The 18th Central Committee of the Communist Party of China (CPC), led by the new President Xi Jinping and Premier Li Keqiang, has just completed the Third Plenary session in November 2013, which outlined arguably the most important reform in China since the late 1970s when China opened its door to the world. With “significant results” expected by 2020, Chinese leadership believes these reforms are needed to enable China to avoid the middle-income trap. Crucially, it seeks to rectify and refine the core elements of China’s economic and social development, including the economic structure and the role of the government. Specifically, the market and private sector are given a bigger role in the economy.
The Chinese government issued a “Decision on Major Issues Concerning Comprehensively Deepening Reforms” (henceforth the ‘Decision’) following the Third Plenary Session that contains more detailed provisions regarding the various changes and targets to be achieved by 2020. At the highest level, President Xi’s government strengthens the power of the centre by establishing the Central Party Leading Group on Comprehensively Deepening Reform, which will design reform plans and consolidate and supervise their implementation. A State Security Council has also been set up to enhance China’s overall security strategy.
The 60 ‘tasks’ set out in the ‘Decision’ cover issues such as economic reform, financial reform, rural land reform, household registration reform, fiscal reform, judicial reform, governance and etc. The reform agenda is ambitious and its success will depend on effective implementation. In general:
- There is a clear direction of accelerating structural economic reforms driven by centralisation and reassertion of Party control. Major political reforms seem to be off the table for at least the next five years. Some observers argue that the Leadership sees political centralisation is a pragmatic necessary to take on entrenched vested interests (e.g. in SoEs) who will attempt to block reform; others that this is a core part of Xi’s political philosophy.
- There are clear tensions between the assertion of Party primacy over all other parts of government including the judiciary (e.g. rejection of “constitutionalism” and separation of powers) and the intention to foster more market based decisions, which rely on fair enforcement of contracts and the elimination of corruption. Many observers think that these tensions could derail the whole package. However, a major element of the reform package is the changing role of the government, which retreats in areas where the market takes over. Success of the reform depends on the achievement of a new “equilibrium” between the role of the government (and the CPC) and the market.
- The shift towards “quality” of investment potentially will support moves to a resource efficient and cleaner economy – especially through the urbanisation process and strong air pollution reduction packages. Delivering this will require stronger and improved governance at the regional and city level, combined with availability of finance to support more capital intensive “green” technologies and infrastructure. The details of reforms in these areas will be critical.
- The reforms signal an intention to open markets in key sectors such as power, services, infrastructure to greater private investment, and also to increase access by foreign investors. This could generate great opportunities for European green technology and services companies. However, observers see the reforms of SoE’s as relatively weak and it remains to be seen how much of their incumbent power and privileges will be curtailed – especially as a proportion of their profits will now be channelled to the new Social Security fund. Although China is negotiating a new investment agreement on market access with the EU, and is establishing new Free Trade Zones, it remains to be seen whether these will radically improve market access for foreign companies in the short term.

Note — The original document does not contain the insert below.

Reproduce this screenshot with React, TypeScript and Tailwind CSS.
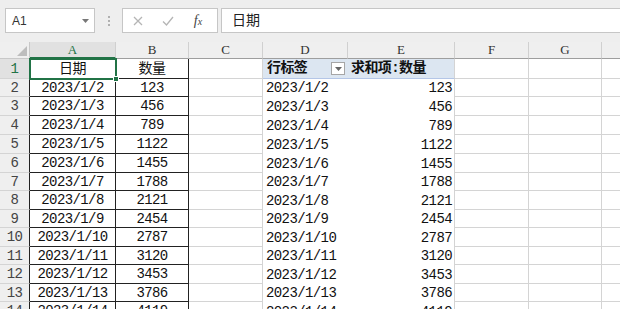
const cols = [
  { key: "A", w: "w-[86px]" },
  { key: "B", w: "w-[73px]" },
  { key: "C", w: "w-[74px]" },
  { key: "D", w: "w-[85px]" },
  { key: "E", w: "w-[107px]" },
  { key: "F", w: "w-[74px]" },
  { key: "G", w: "w-[73px]" },
  { key: "H", w: "w-[80px]" },
];

const values = [123, 456, 789, 1122, 1455, 1788, 2121, 2454, 2787, 3120, 3453, 3786, 4119];

// row heights measured off the sheet
const rowH = [
  "h-[20px]", "h-[18px]", "h-[19px]", "h-[19px]", "h-[19px]", "h-[19px]", "h-[18px]",
  "h-[19px]", "h-[18px]", "h-[19px]", "h-[18px]", "h-[19px]", "h-[18px]", "h-[19px]",
];

const cellFont = { fontFamily: '"Liberation Mono", "Noto Sans CJK SC", monospace' };
const txt = "text-[14px] tracking-[-0.6px] text-[#111]";

function Row({ r }: { r: number }) {
  const isHead = r === 1;
  const a = isHead ? "日期" : `2023/1/${r}`;
  const b = isHead ? "数量" : String(values[r - 2]);
  return (
    <div className={`flex ${rowH[r - 1]}`}>
      <div
        className={`w-[30px] shrink-0 flex items-center justify-center pt-[1px] border-b border-b-[#d4d4d4] border-r text-[14px] tracking-[-0.6px] ${
          isHead ? "bg-[#e1e1e1] text-[#217346] border-r-[#217346]" : "bg-[#efefef] text-[#444] border-r-[#222]"
        }`}
      >
        {r}
      </div>
      <div className={`${cols[0].w} shrink-0 flex items-center justify-center pt-[1px] border-r border-b border-[#222] ${txt}`}>
        {a}
      </div>
      <div className={`${cols[1].w} shrink-0 flex items-center justify-center pt-[1px] border-r border-b border-[#222] ${txt}`}>
        {b}
      </div>
      <div className={`${cols[2].w} shrink-0 border-r border-b border-[#d4d4d4]`} />
      {isHead ? (
        <>
          <div className={`${cols[3].w} shrink-0 flex items-center justify-between pl-[4px] pr-[3px] bg-[#dce6f1] border-b border-[#b4c6e7] ${txt} font-bold`}>
            <span>行标签</span>
            <span className="w-[14px] h-[13px] bg-white border border-[#a6a6a6] flex items-center justify-center">
              <svg width="7" height="4" viewBox="0 0 7 4">
                <path d="M0 0 L7 0 L3.5 4 Z" fill="#666" />
              </svg>
            </span>
          </div>
          <div className={`${cols[4].w} shrink-0 flex items-center pl-[3px] bg-[#dce6f1] border-r border-r-[#d4d4d4] border-b border-b-[#b4c6e7] ${txt} font-bold`}>
            求和项:数量
          </div>
        </>
      ) : (
        <>
          <div className={`${cols[3].w} shrink-0 flex items-center pl-[3px] pt-[1px] whitespace-nowrap ${txt}`}>
            {a}
          </div>
          <div className={`${cols[4].w} shrink-0 flex items-center justify-end pr-[2px] pt-[1px] border-r border-[#d4d4d4] ${txt}`}>
            {b}
          </div>
        </>
      )}
      <div className={`${cols[5].w} shrink-0 border-r border-b border-[#d4d4d4]`} />
      <div className={`${cols[6].w} shrink-0 border-r border-b border-[#d4d4d4]`} />
      <div className={`${cols[7].w} shrink-0 border-b border-[#d4d4d4]`} />
    </div>
  );
}

export default function App() {
  return (
    <div className="w-[620px] h-[309px] overflow-hidden bg-white" style={cellFont}>
      {/* Formula bar */}
      <div
        className="h-[42px] bg-[#eeeeee] flex items-start pt-[8px] pl-[5px]"
        style={{ fontFamily: '"Liberation Sans", "Noto Sans CJK SC", sans-serif' }}
      >
        <div className="w-[90px] h-[25px] bg-white border border-[#c6c6c6] flex items-center justify-between pl-[6px] pr-[5px] text-[12px] text-[#333]">
          <span>A1</span>
          <svg width="7" height="4" viewBox="0 0 7 4">
            <path d="M0 0 L7 0 L3.5 4 Z" fill="#777" />
          </svg>
        </div>
        <div className="w-[27px] h-[25px] flex flex-col items-center justify-center gap-[2px]">
          <span className="w-[2px] h-[2px] bg-[#b0b0b0]" />
          <span className="w-[2px] h-[2px] bg-[#b0b0b0]" />
          <span className="w-[2px] h-[2px] bg-[#b0b0b0]" />
        </div>
        <div className="w-[96px] h-[25px] bg-white border border-[#c6c6c6] flex items-center">
          <span className="w-[30px] flex justify-center">
            <svg width="10" height="10" viewBox="0 0 10 10">
              <path d="M1 1 L9 9 M9 1 L1 9" stroke="#b5b5b5" strokeWidth="1.3" />
            </svg>
          </span>
          <span className="w-[30px] flex justify-center">
            <svg width="12" height="10" viewBox="0 0 12 10">
              <path d="M1 5.5 L4.5 9 L11 1" stroke="#b5b5b5" strokeWidth="1.3" fill="none" />
            </svg>
          </span>
          <span
            className="w-[30px] flex justify-center items-baseline text-[14px] italic text-[#444]"
            style={{ fontFamily: '"Liberation Serif", serif' }}
          >
            f<span className="text-[10px]">x</span>
          </span>
        </div>
        <div className="ml-[3px] flex-1 h-[25px] bg-white border border-[#c6c6c6] border-r-0 flex items-center pl-[10px] text-[14px] text-[#222]">
          日期
        </div>
      </div>

      {/* Grid */}
      <div className="relative">
        {/* Column headers */}
        <div className="flex h-[17px]">
          <div className="w-[30px] shrink-0 bg-[#efefef] border-r border-b border-[#c8c8c8] relative">
            <svg className="absolute right-[2px] bottom-[2px]" width="10" height="10" viewBox="0 0 10 10">
              <path d="M10 0 L10 10 L0 10 Z" fill="#bdbdbd" />
            </svg>
          </div>
          {cols.map((c, i) => (
            <div
              key={c.key}
              className={`${c.w} shrink-0 flex items-center justify-center border-r border-[#d0d0d0] text-[13px] ${
                i === 0
                  ? "bg-[#e1e1e1] text-[#217346] border-b-2 border-b-[#217346]"
                  : "bg-[#efefef] text-[#333] border-b border-b-[#9e9e9e]"
              }`}
              style={{ fontFamily: '"Liberation Serif", serif' }}
            >
              {c.key}
            </div>
          ))}
        </div>

        {Array.from({ length: 14 }, (_, k) => (
          <Row key={k} r={k + 1} />
        ))}

        {/* Selection A1 */}
        <div className="absolute left-[29px] top-[16px] w-[88px] h-[22px] border-2 border-[#217346] pointer-events-none" />
        <div className="absolute left-[113px] top-[34px] w-[6px] h-[6px] bg-[#217346] border border-white" />
      </div>
    </div>
  );
}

These changes that will propel China to the next stage of development will also have implications internationally, especially in Europe. Europe is currently a strategic partner to China as it is China’s biggest trading partner and still provides the largest market for Chinese export. Europe is also the main source of high and environmental friendly technologies for China. This will change by 2020 if the Chinese reforms yield substantial results; and Europe needs to rethink its domestic and external policy with China:
- As China’s domestic markets grows its reliance on external demand for stability will weaken. This will reinforce the current shift in the focus of relations with the EU away from trade and towards broader political and economic governance issues. The EU needs to reflect this shift in focus, and therefore its relative importance to Chinese foreign policy, in its diplomatic approach.
- China is moving to a more plurilateral and bilateral economic foreign policy at the regional and Trans-Pacific level. Europe’s role in TTIP and with ASEAN will therefore become seen as critical areas for shaping its engagement with China and development of internal rules and norms; for example, on the development of international rules covering competition and support for State Owned Enterprises.
- Given the tensions inside the Chinese reform package, Europe should push hard for liberalisation of strategic sectors that support its economic and broader strategic goals. For example, prioritising low carbon or green sectors – especially those associated with urbanisation – inside the EU-China Investment Agreement – as is already done inside the TTIP negotiations.